Filter the entries that follow, copying every line in which the word "styled" appears.

+++

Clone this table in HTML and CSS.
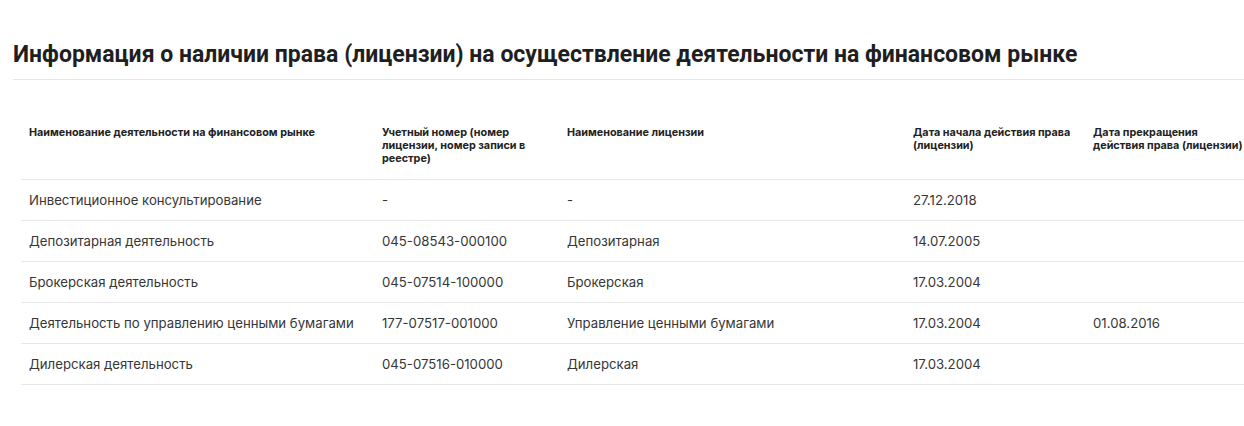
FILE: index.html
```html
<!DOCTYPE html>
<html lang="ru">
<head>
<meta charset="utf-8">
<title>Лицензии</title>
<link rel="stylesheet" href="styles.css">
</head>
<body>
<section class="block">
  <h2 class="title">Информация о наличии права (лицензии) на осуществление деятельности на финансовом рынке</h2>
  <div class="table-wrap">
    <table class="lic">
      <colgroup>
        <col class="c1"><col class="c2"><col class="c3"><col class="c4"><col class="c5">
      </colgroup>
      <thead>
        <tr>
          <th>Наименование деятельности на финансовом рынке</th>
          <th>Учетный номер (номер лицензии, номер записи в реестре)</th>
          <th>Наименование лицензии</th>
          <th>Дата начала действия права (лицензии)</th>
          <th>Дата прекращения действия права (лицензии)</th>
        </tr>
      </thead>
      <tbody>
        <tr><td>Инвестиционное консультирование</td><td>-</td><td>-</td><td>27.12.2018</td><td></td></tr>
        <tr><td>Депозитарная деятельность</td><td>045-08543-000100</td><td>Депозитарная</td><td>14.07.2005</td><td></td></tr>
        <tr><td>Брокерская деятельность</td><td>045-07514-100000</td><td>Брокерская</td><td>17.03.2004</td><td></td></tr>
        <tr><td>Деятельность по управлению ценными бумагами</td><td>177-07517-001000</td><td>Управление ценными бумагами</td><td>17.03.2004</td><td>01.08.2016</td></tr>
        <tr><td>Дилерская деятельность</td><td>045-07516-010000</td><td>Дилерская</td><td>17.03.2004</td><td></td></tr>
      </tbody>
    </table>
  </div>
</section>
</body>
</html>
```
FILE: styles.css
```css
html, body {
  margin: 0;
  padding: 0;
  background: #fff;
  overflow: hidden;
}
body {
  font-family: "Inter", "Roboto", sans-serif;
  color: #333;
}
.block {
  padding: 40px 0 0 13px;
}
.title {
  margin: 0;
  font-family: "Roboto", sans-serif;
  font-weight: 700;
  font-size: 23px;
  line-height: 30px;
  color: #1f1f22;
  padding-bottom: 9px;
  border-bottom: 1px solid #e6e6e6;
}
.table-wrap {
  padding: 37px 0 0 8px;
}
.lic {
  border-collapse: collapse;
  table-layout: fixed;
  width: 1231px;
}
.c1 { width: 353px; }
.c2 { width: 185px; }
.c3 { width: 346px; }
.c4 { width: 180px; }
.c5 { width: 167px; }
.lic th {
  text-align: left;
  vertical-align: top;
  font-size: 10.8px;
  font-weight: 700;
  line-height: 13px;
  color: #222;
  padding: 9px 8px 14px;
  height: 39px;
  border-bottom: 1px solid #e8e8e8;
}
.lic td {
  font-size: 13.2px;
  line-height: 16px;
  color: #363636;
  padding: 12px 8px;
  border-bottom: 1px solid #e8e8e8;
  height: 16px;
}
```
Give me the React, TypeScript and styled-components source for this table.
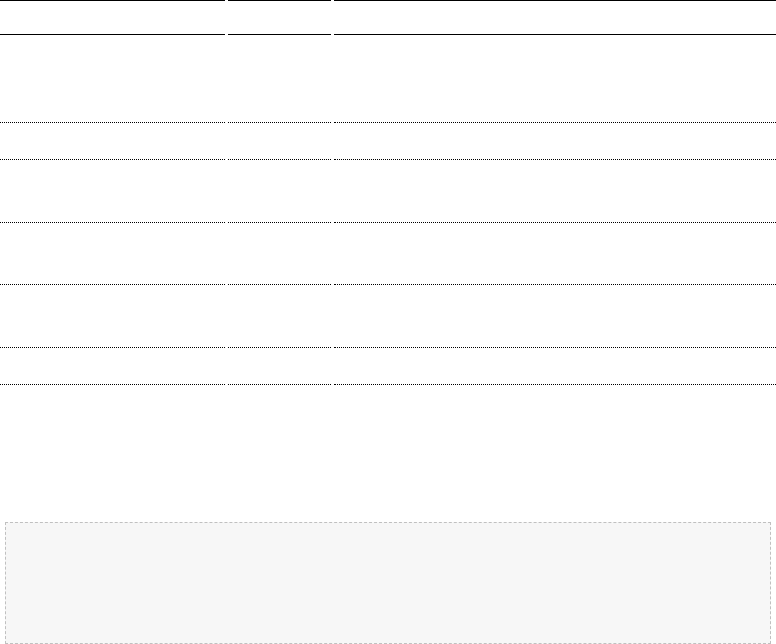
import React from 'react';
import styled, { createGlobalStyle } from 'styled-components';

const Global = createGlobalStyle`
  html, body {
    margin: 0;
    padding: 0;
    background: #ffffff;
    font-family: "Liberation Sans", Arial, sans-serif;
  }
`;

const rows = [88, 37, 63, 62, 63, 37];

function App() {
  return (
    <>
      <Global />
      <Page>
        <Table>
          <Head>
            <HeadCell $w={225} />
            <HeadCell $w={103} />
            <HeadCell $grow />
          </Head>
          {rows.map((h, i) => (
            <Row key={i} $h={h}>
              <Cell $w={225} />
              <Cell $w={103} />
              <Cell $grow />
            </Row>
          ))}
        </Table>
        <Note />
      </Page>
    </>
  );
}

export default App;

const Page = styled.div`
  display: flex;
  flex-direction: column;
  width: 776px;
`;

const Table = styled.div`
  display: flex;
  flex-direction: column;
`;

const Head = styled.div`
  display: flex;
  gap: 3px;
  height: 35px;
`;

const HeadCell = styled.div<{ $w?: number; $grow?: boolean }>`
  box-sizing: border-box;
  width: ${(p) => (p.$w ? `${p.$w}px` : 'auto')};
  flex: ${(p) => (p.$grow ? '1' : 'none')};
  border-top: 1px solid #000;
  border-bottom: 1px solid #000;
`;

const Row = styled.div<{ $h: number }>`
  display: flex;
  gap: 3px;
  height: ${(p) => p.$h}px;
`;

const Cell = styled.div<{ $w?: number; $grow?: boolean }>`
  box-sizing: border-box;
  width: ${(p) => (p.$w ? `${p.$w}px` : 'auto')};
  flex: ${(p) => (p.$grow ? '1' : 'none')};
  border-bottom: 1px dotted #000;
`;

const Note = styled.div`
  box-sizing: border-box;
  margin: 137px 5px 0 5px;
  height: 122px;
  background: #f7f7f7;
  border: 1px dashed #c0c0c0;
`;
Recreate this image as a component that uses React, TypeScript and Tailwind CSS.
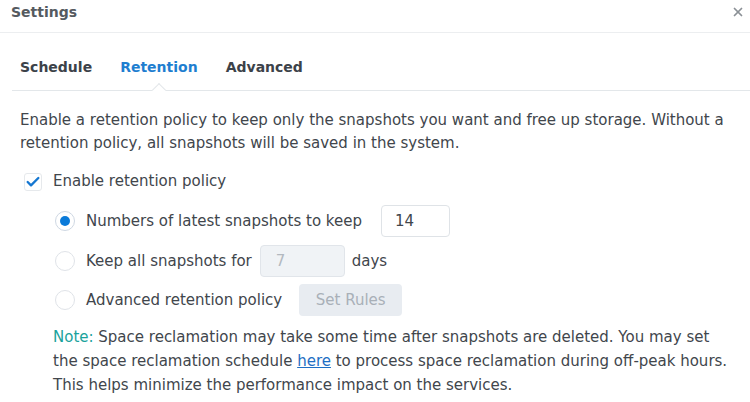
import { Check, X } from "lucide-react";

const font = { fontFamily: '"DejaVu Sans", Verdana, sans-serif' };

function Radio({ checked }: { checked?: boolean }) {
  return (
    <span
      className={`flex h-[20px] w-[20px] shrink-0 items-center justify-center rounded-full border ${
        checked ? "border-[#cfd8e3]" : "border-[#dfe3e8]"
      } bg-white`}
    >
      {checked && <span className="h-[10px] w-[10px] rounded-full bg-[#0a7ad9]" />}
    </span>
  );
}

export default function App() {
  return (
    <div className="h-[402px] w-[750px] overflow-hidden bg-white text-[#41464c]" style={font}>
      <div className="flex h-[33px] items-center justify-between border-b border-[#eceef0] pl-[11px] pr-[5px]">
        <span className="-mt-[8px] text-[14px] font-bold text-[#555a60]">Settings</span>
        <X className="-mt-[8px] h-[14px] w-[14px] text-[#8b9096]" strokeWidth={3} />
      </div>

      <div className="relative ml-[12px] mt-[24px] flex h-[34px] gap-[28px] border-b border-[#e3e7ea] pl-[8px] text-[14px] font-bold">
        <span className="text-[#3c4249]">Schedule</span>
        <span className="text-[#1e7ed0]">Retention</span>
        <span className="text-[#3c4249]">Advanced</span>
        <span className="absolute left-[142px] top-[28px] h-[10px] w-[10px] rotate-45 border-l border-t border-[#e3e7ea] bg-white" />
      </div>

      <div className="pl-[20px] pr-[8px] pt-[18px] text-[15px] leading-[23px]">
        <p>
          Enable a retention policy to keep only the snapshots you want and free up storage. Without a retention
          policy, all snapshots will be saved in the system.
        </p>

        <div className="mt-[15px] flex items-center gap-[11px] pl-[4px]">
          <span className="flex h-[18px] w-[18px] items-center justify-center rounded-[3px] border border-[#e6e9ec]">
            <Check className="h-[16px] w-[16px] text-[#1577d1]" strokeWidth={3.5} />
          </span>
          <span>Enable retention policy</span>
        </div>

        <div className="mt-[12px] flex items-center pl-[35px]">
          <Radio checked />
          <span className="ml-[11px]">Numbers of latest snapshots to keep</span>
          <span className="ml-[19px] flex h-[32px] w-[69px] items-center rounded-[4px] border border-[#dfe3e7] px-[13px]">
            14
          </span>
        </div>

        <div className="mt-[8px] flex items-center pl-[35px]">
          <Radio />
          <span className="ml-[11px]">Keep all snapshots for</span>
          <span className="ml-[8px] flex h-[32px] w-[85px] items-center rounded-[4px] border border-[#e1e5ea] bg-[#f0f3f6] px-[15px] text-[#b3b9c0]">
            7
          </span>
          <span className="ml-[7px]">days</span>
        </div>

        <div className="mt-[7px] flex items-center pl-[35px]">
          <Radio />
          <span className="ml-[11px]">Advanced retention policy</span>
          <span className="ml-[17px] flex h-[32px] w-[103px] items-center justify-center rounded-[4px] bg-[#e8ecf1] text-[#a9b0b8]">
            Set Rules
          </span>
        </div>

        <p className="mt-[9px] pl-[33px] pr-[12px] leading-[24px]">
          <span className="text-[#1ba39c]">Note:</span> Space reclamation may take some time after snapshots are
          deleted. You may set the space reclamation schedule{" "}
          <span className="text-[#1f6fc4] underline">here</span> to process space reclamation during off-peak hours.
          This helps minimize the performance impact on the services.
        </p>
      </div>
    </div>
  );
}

+++

Result below:
Give me the React, TypeScript and styled-components source for this table.
import styled, { createGlobalStyle } from 'styled-components';
const Page = styled.div`
const Table = styled.div`
const Head = styled.div`
const HeadCell = styled.div<{ $w?: number; $grow?: boolean }>`
const Row = styled.div<{ $h: number }>`
const Cell = styled.div<{ $w?: number; $grow?: boolean }>`
const Note = styled.div`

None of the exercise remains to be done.